The Living Dead 2 (The Living Dead, #2)(50)
“Then prove it.”
“I was drunk.” Her voice shook. “I didn’t know what I was doing, and I’ve been saving up to get it removed.”
“What are you talking about?”
She took off her panties very slowly, then turned for my inspection.
There was no bite, but she had a tattoo that I hadn’t known about, just below the crest of her pelvis.
My name.
She was crying. Sobs this time, with painful gasping breaths between them. “I’m not infected.” Her voice was different when she was crying. I’d never heard it like that before. “I’m not!”
I didn’t know what to say to her. How could I? She was in love with me, and some tattoo artist somewhere knew it—half the school probably knew it—and I hadn’t? She was my best friend.
“Is this what happened on the Fourth of July?”
She nodded and wiped her eyes, but she refused to look at me.
“You should have told me,” I finally managed.
“What good would it have done?”
I couldn’t answer her. I just didn’t feel the same way about her and we both knew it. “I’m still looking for a way to get you out of there.”
“I love you,” she said. Her voice still sounded different.
I wanted to cry. I ran home.
The next day, she wasn’t there.
There was a dark spot in the shadows of the woods. It might have been blood. But it might not have been.
Where the Heart Was
By David J. Schow
David J. Schow’s most recent novels are Gun Work and Internecine. He is also the author of the novels The Kill Riff, The Shaft, Bullets of Rain, and Rock Breaks Scissors Cut. One of the early innovators of zombie fiction, he is the author of the notorious story “Jerry’s Kids Meet Wormboy,” which, along with several other zombie tales, appears in the collection Zombie Jam. Schow has done a lot of work in television and film, including co-writing (with John Shirley) the screenplay for The Crow and writing teleplays for Showtime’s Masters of Horror. Schow is also generally considered to be the originator of the term “splatterpunk.”
Our lives are full of things that we wish would just go away: worries, fears, doubts. Also bills, advertisements, and enemies. And also, of course, rotting corpses. Them most of all. Alas, in the case of zombies, these things we never wanted to see again have returned, and while they may run amuck in our streets, cause our civilization to collapse, and bite and convert our neighbors and friends, at least we can be consoled by the knowledge that they can be stopped by a bullet through the brain, and that this time—dammit—they’re staying down.
It’s troubling when something you’re trying to get rid of comes back once when all the laws of reason and common sense say it can’t, but how much worse is it when that same unwanted thing keeps coming back over and over again?
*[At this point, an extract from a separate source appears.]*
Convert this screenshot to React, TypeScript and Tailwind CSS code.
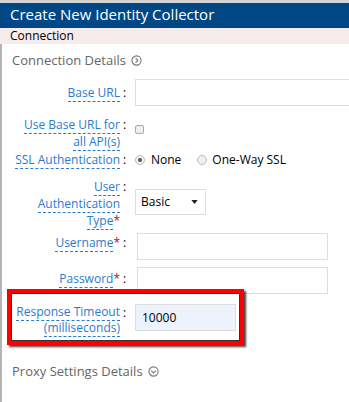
import React from "react";

const font = { fontFamily: '"Open Sans", "DejaVu Sans", sans-serif' };

function Label({ lines, required, leading = "leading-[17px]" }: { lines: string[]; required?: boolean; leading?: string }) {
  return (
    <div className={`w-[118px] shrink-0 text-right text-[12px] text-[#2a7bd0] ${leading}`}>
      {lines.map((l, i) => (
        <div key={i}>
          <span className="border-b border-dashed border-[#2a7bd0]">{l}</span>
          {required && i === lines.length - 1 && <span className="text-[#b0102a]">*</span>}
        </div>
      ))}
    </div>
  );
}

function Colon() {
  return <div className="w-[15px] shrink-0 pl-[3px] text-[12px] leading-[17px] text-black">:</div>;
}

function Radio({ checked }: { checked?: boolean }) {
  return (
    <span className="inline-flex h-[10px] w-[10px] shrink-0 items-center justify-center rounded-full border border-[#bbb] bg-[#f1f1f1]">
      {checked && <span className="h-[4px] w-[4px] rounded-full bg-[#555]" />}
    </span>
  );
}

function CircleArrow({ down }: { down?: boolean }) {
  return (
    <svg width="11" height="11" viewBox="0 0 12 12" className="ml-[5px] inline-block">
      <circle cx="6" cy="6" r="5" fill="none" stroke="#777" strokeWidth="1.2" />
      {down ? (
        <path d="M3.5 5 L6 7.5 L8.5 5" fill="none" stroke="#777" strokeWidth="1.2" />
      ) : (
        <path d="M5 3.5 L7.5 6 L5 8.5" fill="none" stroke="#777" strokeWidth="1.2" />
      )}
    </svg>
  );
}

export default function App() {
  return (
    <div className="h-[402px] w-[349px] overflow-hidden bg-white" style={font}>
      <div className="border-t-[3px] border-[#d4d4d4] bg-[#004785] px-[10px] pb-[3px] pt-[1px] text-[15px] leading-[21px] text-white">
        Create New Identity Collector
      </div>
      <div className="bg-[#f6ecec] px-[10px] py-[1px] text-[12px] leading-[14px] text-black">Connection</div>

      <div className="relative h-[358px] border-l-2 border-[#b5b5b5]">
        <div className="flex items-center pl-[10px] pt-[7px] text-[13px] leading-[18px] text-[#666]">
          Connection Details
          <CircleArrow />
        </div>

        {/* Base URL */}
        <div className="mt-[10px] flex items-center">
          <Label lines={["Base URL"]} />
          <Colon />
          <div className="h-[27px] w-[230px] shrink-0 border border-[#ddd] bg-white" />
        </div>

        {/* Use Base URL */}
        <div className="mt-[10px] flex items-start">
          <Label lines={["Use Base URL for", "all API(s)"]} />
          <Colon />
          <div className="mt-[9px] h-[9px] w-[9px] rounded-[2px] border border-[#aaa] bg-[#eee]" />
        </div>

        {/* SSL */}
        <div className="mt-[1px] flex items-center">
          <Label lines={["SSL Authentication"]} />
          <Colon />
          <div className="flex items-center gap-[6px] text-[12px] leading-[17px] text-black">
            <Radio checked />
            <span className="mr-[10px]">None</span>
            <Radio />
            <span className="-ml-[1px]">One-Way SSL</span>
          </div>
        </div>

        {/* User Authentication Type */}
        <div className="mt-[10px] flex items-start">
          <Label lines={["User", "Authentication", "Type"]} required />
          <Colon />
          <div className="mt-[11px] flex h-[26px] w-[71px] items-center justify-between border border-[#ddd] pl-[5px] pr-[7px] text-[12px] text-black">
            Basic
            <svg width="7" height="4" viewBox="0 0 8 5">
              <path d="M0 0 L8 0 L4 5 Z" fill="#222" />
            </svg>
          </div>
        </div>

        {/* Username */}
        <div className="mt-[4px] flex items-start">
          <div className="flex pt-[1px]">
            <Label lines={["Username"]} required />
            <Colon />
          </div>
          <div className="ml-[2px] h-[27px] w-[191px] border border-[#ddd]" />
        </div>

        {/* Password */}
        <div className="mt-[7px] flex items-start">
          <div className="flex pt-[3px]">
            <Label lines={["Password"]} required />
            <Colon />
          </div>
          <div className="ml-[2px] h-[27px] w-[191px] border border-[#ddd]" />
        </div>

        {/* Response Timeout */}
        <div className="mt-[10px] flex items-start">
          <div className="flex">
            <Label lines={["Response Timeout", "(milliseconds)"]} leading="leading-[16px]" />
            <Colon />
          </div>
          <div className="flex h-[27px] w-[101px] items-center border border-[#ddd] bg-[#eef2fc] pl-[6px] text-[12px] text-black">
            10000
          </div>
        </div>

        <div className="mt-[26px] flex items-center pl-[10px] text-[13px] leading-[18px] text-[#666]">
          Proxy Settings Details
          <CircleArrow down />
        </div>

        {/* red highlight annotation */}
        <div className="pointer-events-none absolute left-[5px] top-[245px] h-[56px] w-[237px] border-[4px] border-[#f00] shadow-[inset_0_0_0_1px_#333,2px_2px_2px_rgba(0,0,0,0.75)]" />
      </div>
    </div>
  );
}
As children, many of us were given nightmares by a Warner Bros. cartoon in which a family goes to ever more elaborate lengths to abandon its incredibly annoying dog, only to have the dog show up at the front door again and again and again. If the cartoonists thought this sort of thing was amusing, they were wrong—it’s terrifying, a fact Stephen King well understood when he wrote his story “The Monkey,” about a cursed toy that simply cannot be disposed of. Our next story combines these two ideas. It’s bad enough when a rotting corpse comes crawling home. But what if it turns into a habit?
Victor Jacks ambled through the back door to ruin their lives on Thurs-day. Which was a pain, since Victor had been pronounced dead the pre-vious Saturday.
“Stubborn sumbitch.” Renny reached under the bed for the ballbat. He was on hands and knees, forced to paw around until it finally came out with dustballs and hair kitties chasing it. Renny, who was allergic to animal dander, sneezed ear-poppingly. This trebled his rage.
Renny’s life was one that Victor’s back-from-the-dead encore was designed to ruin. Barb’s was the other. Just now she was backed into a corner, shrieking like an ingenue in a fifty-year-old horror film. Unlike those World War II heroines, she was naked. Renny still had his socks on. Apart from his Timex, he was garbless, but for the baseball bat. This, he refused to yield in the name of mere modesty.
Victor looked a bit shaggy, having been deceased for the better part of the work week. His shoulder blades, butt and legs down to the heels were blue-black with dependent lividity. His eyes were so crusty that one was welded shut. His hair was lank and wild, the most alive thing about him; his skin tone hung somewhere between catgut and bottled pig’s knuckle.
He crackled as he moved. That would be rigor.
He had obviously been walking for some time. At each of his joints the dry flesh had split into gummy wounds with chafed and elevated flaps. The distance from the morgue to Barb’s bedroom was about twelve pedestrian miles.
Provided, that is, Victor had come here directly, after sitting up on his slab and deciding to ruin their lives, Renny thought. And that pissed him off even more.
Renny’s next explosive sneeze spoiled his aim. He wiped his nose with his forearm. Barb kept screaming, totally out of character for her, and Renny wished in a mean flash that she would either faint or die.